## start DATA IN THIS EXERCISE

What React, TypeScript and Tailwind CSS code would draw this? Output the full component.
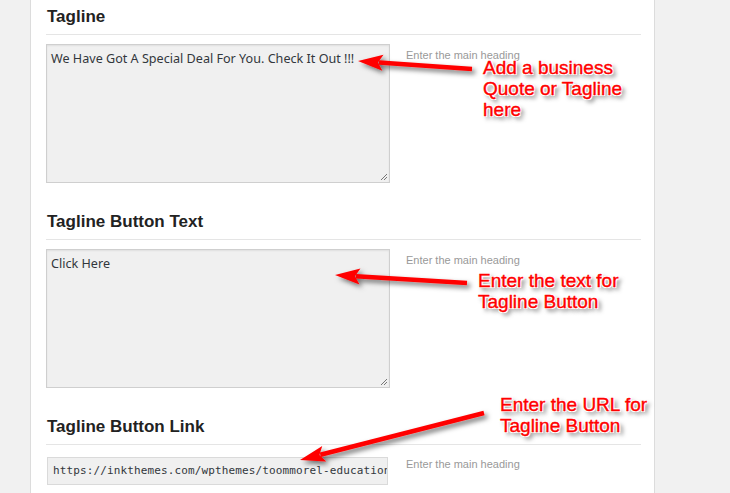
import React from "react";

const sections = [
  { title: "Tagline", value: "We Have Got A Special Deal For You. Check It Out !!!", kind: "area" },
  { title: "Tagline Button Text", value: "Click Here", kind: "area" },
  {
    title: "Tagline Button Link",
    value: "https://inkthemes.com/wpthemes/toommorel-education-wordpress-theme/",
    kind: "input",
  },
];

const outline =
  "[text-shadow:-1px_-1px_0_#fff,1px_-1px_0_#fff,-1px_1px_0_#fff,1px_1px_0_#fff,0_0_2px_#fff,3px_3px_4px_rgba(0,0,0,0.7)] [-webkit-text-stroke:0.4px_#ff0000]";

function Note({ lines, className }: { lines: string[]; className: string }) {
  return (
    <div
      className={`absolute text-[19px] leading-[21px] text-[#ff0000] font-['Liberation_Sans',Arial,sans-serif] whitespace-nowrap ${outline} ${className}`}
    >
      {lines.map((l) => (
        <div key={l}>{l}</div>
      ))}
    </div>
  );
}

function Arrows() {
  // red annotation arrows: [tail, tip]
  const arrows = [
    { x1: 472, y1: 69, x2: 358, y2: 61 },
    { x1: 467, y1: 283, x2: 335, y2: 275 },
    { x1: 484, y1: 413, x2: 300, y2: 460 },
  ];
  return (
    <svg className="absolute inset-0 pointer-events-none" width={730} height={493}>
      <defs>
        <filter id="sh" x="-20%" y="-50%" width="140%" height="200%">
          <feDropShadow dx="3" dy="3" stdDeviation="2.5" floodColor="#000" floodOpacity="0.55" />
        </filter>
      </defs>
      {arrows.map((a, i) => {
        const dx = a.x2 - a.x1;
        const dy = a.y2 - a.y1;
        const len = Math.sqrt(dx * dx + dy * dy);
        const ux = dx / len;
        const uy = dy / len;
        const hl = 25;
        const hw = 8;
        const bx = a.x2 - ux * hl;
        const by = a.y2 - uy * hl;
        const p1 = `${bx - uy * hw},${by + ux * hw}`;
        const p2 = `${bx + uy * hw},${by - ux * hw}`;
        return (
          <g key={i} filter="url(#sh)">
            <line x1={a.x1} y1={a.y1} x2={bx + ux * 4} y2={by + uy * 4} stroke="#ff0000" strokeWidth={4.5} />
            <polygon points={`${a.x2},${a.y2} ${p1} ${bx + ux * 5},${by + uy * 5} ${p2}`} fill="#ff0000" />
          </g>
        );
      })}
    </svg>
  );
}

export default function App() {
  return (
    <div className="relative w-[730px] h-[493px] overflow-hidden flex bg-[#f1f1f1] font-['Liberation_Sans',Arial,sans-serif]">
      <div className="w-[31px] shrink-0 border-r border-[#dcdcdc]" />
      <div className="w-[624px] shrink-0 bg-white border-r border-[#dcdcdc] pl-[15px] pr-[13px]">
        {sections.map((s, i) => (
          <div key={s.title} className={i === 0 ? "pt-[7px]" : "pt-[29px]"}>
            <h3 className="text-[17px] leading-[19px] font-bold text-[#222] pl-[1px] pb-[8px] border-b border-[#e5e5e5]">
              {s.title}
            </h3>
            <div className="flex items-start mt-[9px]">
              {s.kind === "area" ? (
                <div className="relative w-[344px] h-[139px] shrink-0 bg-[#f0f0f0] border border-[#cfcfcf] shadow-[inset_0_1px_2px_rgba(0,0,0,0.07)] px-[4px] pt-[6px] text-[12.6px] leading-[16px] text-[#32373c] font-['Noto_Sans',sans-serif]">
                  {s.value}
                  <svg className="absolute right-[1px] bottom-[1px]" width="9" height="9" viewBox="0 0 9 9">
                    <path d="M8 2 L2 8 M8 5 L5 8" stroke="#777" strokeWidth="1" />
                  </svg>
                </div>
              ) : (
                <div className="w-[341px] h-[28px] shrink-0 ml-[1px] mt-[3px] bg-[#f0f0f0] border border-[#dadada] pl-[5px] flex items-center overflow-hidden whitespace-nowrap text-[11px] tracking-[0.13px] text-[#32373c] font-['DejaVu_Sans_Mono',monospace]">
                  {s.value}
                </div>
              )}
              <div
                className={`text-[11px] leading-[13px] text-[#999] ${
                  s.kind === "area" ? "ml-[16px] mt-[5px]" : "ml-[18px] mt-[4px]"
                }`}
              >
                Enter the main heading
              </div>
            </div>
          </div>
        ))}
      </div>
      <Arrows />
      <Note lines={["Add a business", "Quote or Tagline", "here"]} className="left-[483px] top-[57px]" />
      <Note lines={["Enter the text for", "Tagline Button"]} className="left-[478px] top-[270px]" />
      <Note lines={["Enter the URL for", "Tagline Button"]} className="left-[500px] top-[394px]" />
    </div>
  );
}
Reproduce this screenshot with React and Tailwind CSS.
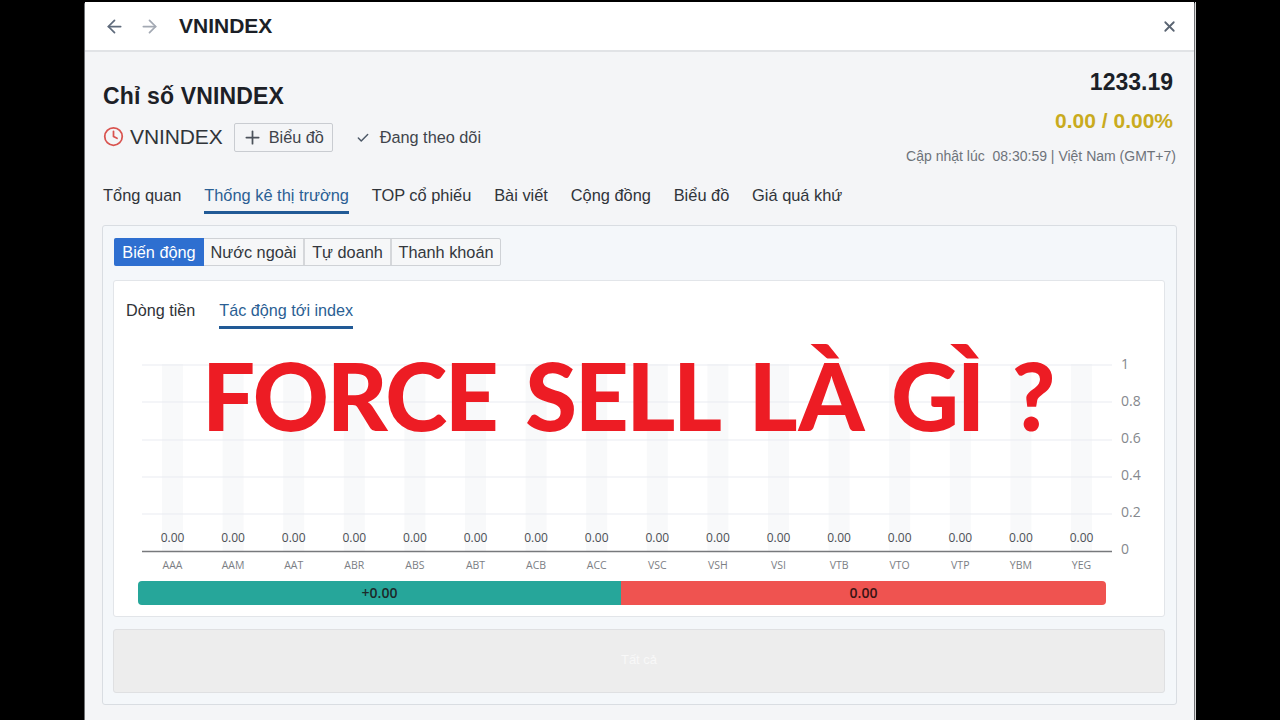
import React from "react";
import { ArrowLeft, ArrowRight, X, Plus, Check, Clock } from "lucide-react";

const arial = "font-['Liberation_Sans',Arial,sans-serif]";
const tickers = ["AAA","AAM","AAT","ABR","ABS","ABT","ACB","ACC","VSC","VSH","VSI","VTB","VTO","VTP","YBM","YEG"];
const step = 60.6;
const cx = (i) => 30.5 + i * step;
const ys = [84, 121, 159, 196, 233];
const yLabels = ["1","0.8","0.6","0.4","0.2","0"];

function Chart() {
  return (
    <svg width="1050" height="296" viewBox="0 0 1050 296" className="block">
      {tickers.map((t, i) => (
        <rect key={t} x={cx(i) - 10.5} y={83} width={21} height={187} fill="#f8f9fa" />
      ))}
      {ys.map((y) => (
        <line key={y} x1="0" x2="970" y1={y} y2={y} stroke="#e9ebf1" strokeWidth="1" />
      ))}
      <line x1="0" x2="970" y1="270.5" y2="270.5" stroke="#77797c" strokeWidth="1.3" />
      {tickers.map((t, i) => (
        <g key={t} fontFamily="'Open Sans',sans-serif" textAnchor="middle">
          <text x={cx(i)} y={261} fontSize="12" fill="#4b4f55">0.00</text>
          <text x={cx(i)} y={288} fontSize="10.5" fill="#7b7e84">{t}</text>
        </g>
      ))}
      {yLabels.map((l, i) => (
        <text key={l} x="979" y={88 + i * 37} fontSize="14" fontFamily="'Open Sans',sans-serif" fill="#85888d">{l}</text>
      ))}
    </svg>
  );
}

export default function App() {
  return (
    <div className={`w-[1280px] h-[720px] overflow-hidden bg-black flex pl-[84px] pt-[2px] ${arial}`}>
      <div className="w-[1111px] h-[730px] shrink-0 bg-[#f4f5f7] rounded-t-[3px] border-l border-r border-[#6f7174]">
        <div className="h-[50px] bg-white border-b-2 border-[#e1e3e6] flex items-center pl-[19px] pr-[15px]">
          <ArrowLeft size={21} strokeWidth={2} className="text-[#5f6b7c]" />
          <ArrowRight size={21} strokeWidth={2} className="text-[#a3a9b3] ml-[14px]" />
          <span className="ml-[19px] text-[21px] font-bold text-[#1b1f27]">VNINDEX</span>
          <X size={17} strokeWidth={2.5} className="ml-auto mr-[1px] text-[#5a6472]" />
        </div>

        <div className="flex justify-between pl-[18px] pr-[18px]">
          <div>
            <div className="mt-[29px] text-[23px] leading-[30px] font-bold text-[#1c2026] tracking-[0.15px]">Chỉ số VNINDEX</div>
            <div className="mt-[12px] flex items-center h-[29px]">
              <Clock size={21} strokeWidth={2} className="text-[#d9534f] -mt-[2px]" />
              <span className="ml-[6px] text-[21px] text-[#30343a] tracking-[-0.1px] -mt-[2px]">VNINDEX</span>
              <div className="ml-[11px] w-[99px] h-[29px] border border-[#c9ccd1] rounded-[2px] flex items-center pl-[7px] text-[#3f444b]">
                <Plus size={21} strokeWidth={2} className="text-[#4c525b]" />
                <span className="ml-[6px] text-[16.3px]">Biểu đồ</span>
              </div>
              <Check size={14} strokeWidth={2.5} className="ml-[23px] text-[#4c5867]" />
              <span className="ml-[10px] text-[16.3px] text-[#3f444b]">Đang theo dõi</span>
            </div>
          </div>
          <div className="flex flex-col items-end">
            <div className="mt-[16px] mr-[3px] text-[23px] leading-[28px] font-bold text-[#1b1f27]">1233.19</div>
            <div className="mt-[11px] mr-[3px] text-[21px] leading-[28px] font-bold text-[#c9ab1e]">0.00 / 0.00%</div>
            <div className="mt-[12px] text-[14px] leading-[18px] text-[#6e737a] whitespace-pre">Cập nhật lúc  08:30:59 | Việt Nam (GMT+7)</div>
          </div>
        </div>

        <div className="mt-[14px] ml-[18px] flex gap-[22.8px] text-[16.4px] text-[#30343a]">
          <div className="h-[35px] pt-[4px]">Tổng quan</div>
          <div className="h-[35px] pt-[4px] whitespace-nowrap border-b-[3px] border-[#215a96] text-[#2b5f94]">Thống kê thị trường</div>
          <div className="h-[35px] pt-[4px]">TOP cổ phiếu</div>
          <div className="h-[35px] pt-[4px]">Bài viết</div>
          <div className="h-[35px] pt-[4px]">Cộng đồng</div>
          <div className="h-[35px] pt-[4px]">Biểu đồ</div>
          <div className="h-[35px] pt-[4px]">Giá quá khứ</div>
        </div>

        <div className="mt-[11px] ml-[17px] w-[1075px] h-[480px] bg-[#f4f7fa] border border-[#d9dde2] rounded-[3px] pt-[12px] px-[10px]">
          <div className="flex h-[28px] w-max ml-px text-[16.3px] text-[#33373d] border border-[#cfd2d6] rounded-[2px] bg-[#f6f7f8]">
            <div className="w-[90px] -ml-px -mt-px h-[28px] flex items-center justify-center bg-[#2e6fd0] text-white rounded-l-[2px]">Biến động</div>
            <div className="w-[101px] flex items-center justify-center border-r-2 border-[#d5d7da]">Nước ngoài</div>
            <div className="w-[87px] flex items-center justify-center border-r-2 border-[#d5d7da]">Tự doanh</div>
            <div className="w-[108px] flex items-center justify-center">Thanh khoán</div>
          </div>

          <div className="relative mt-[14px] w-[1052px] h-[337px] bg-white border border-[#e2e5e9] rounded-[3px] overflow-hidden">
            <div className="flex gap-[24px] ml-[12px] mt-[17px] text-[16.2px] h-[31px]">
              <div className="text-[#2f3338]">Dòng tiền</div>
              <div className="h-[31px] border-b-[3px] border-[#215a96] text-[#2b5f94]">Tác động tới index</div>
            </div>
            <div className="ml-[28px] -mt-[48px]">
              <Chart />
            </div>
            <div className="ml-[24px] mt-[4px] w-[968px] h-[24px] flex rounded-[4px] overflow-hidden font-['Open_Sans',sans-serif] text-[14px] font-semibold text-[#1d2a2a]">
              <div className="w-[483px] bg-[#26a69a] flex items-center justify-center pb-[1px]">+0.00</div>
              <div className="flex-1 bg-[#ef5350] flex items-center justify-center pb-[1px] text-[#3a1414]">0.00</div>
            </div>
            <div className="absolute left-[88px] top-[58px] font-['Lato',sans-serif] font-black text-[94px] leading-[112px] text-[#ed1c24] whitespace-nowrap tracking-[-2.4px] [word-spacing:9px] [font-kerning:none]">FORCE SELL <span className="tracking-[1px]">L</span>À GÌ ?</div>
          </div>

          <div className="mt-[12px] w-[1052px] h-[64px] bg-[#ededed] border border-[#dfe0e2] rounded-[3px] flex items-center justify-center pb-[2px] text-[13px] text-[#f8f8f8]">Tất cả</div>
        </div>
      </div>
      <div className="w-[1px] h-full bg-[#d8d8d8] shrink-0" />
    </div>
  );
}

## end DATA IN THIS EXERCISE

TASK GOAL:
Repeat the lines above exactly, beginning with the one containing "Reproduce this screenshot" and finishing with the one containing "Plus, Check, Clock". No pictures belong in the copy.

EXERCISE OUTPUT:
Reproduce this screenshot with React and Tailwind CSS.
import React from "react";
import { ArrowLeft, ArrowRight, X, Plus, Check, Clock } from "lucide-react";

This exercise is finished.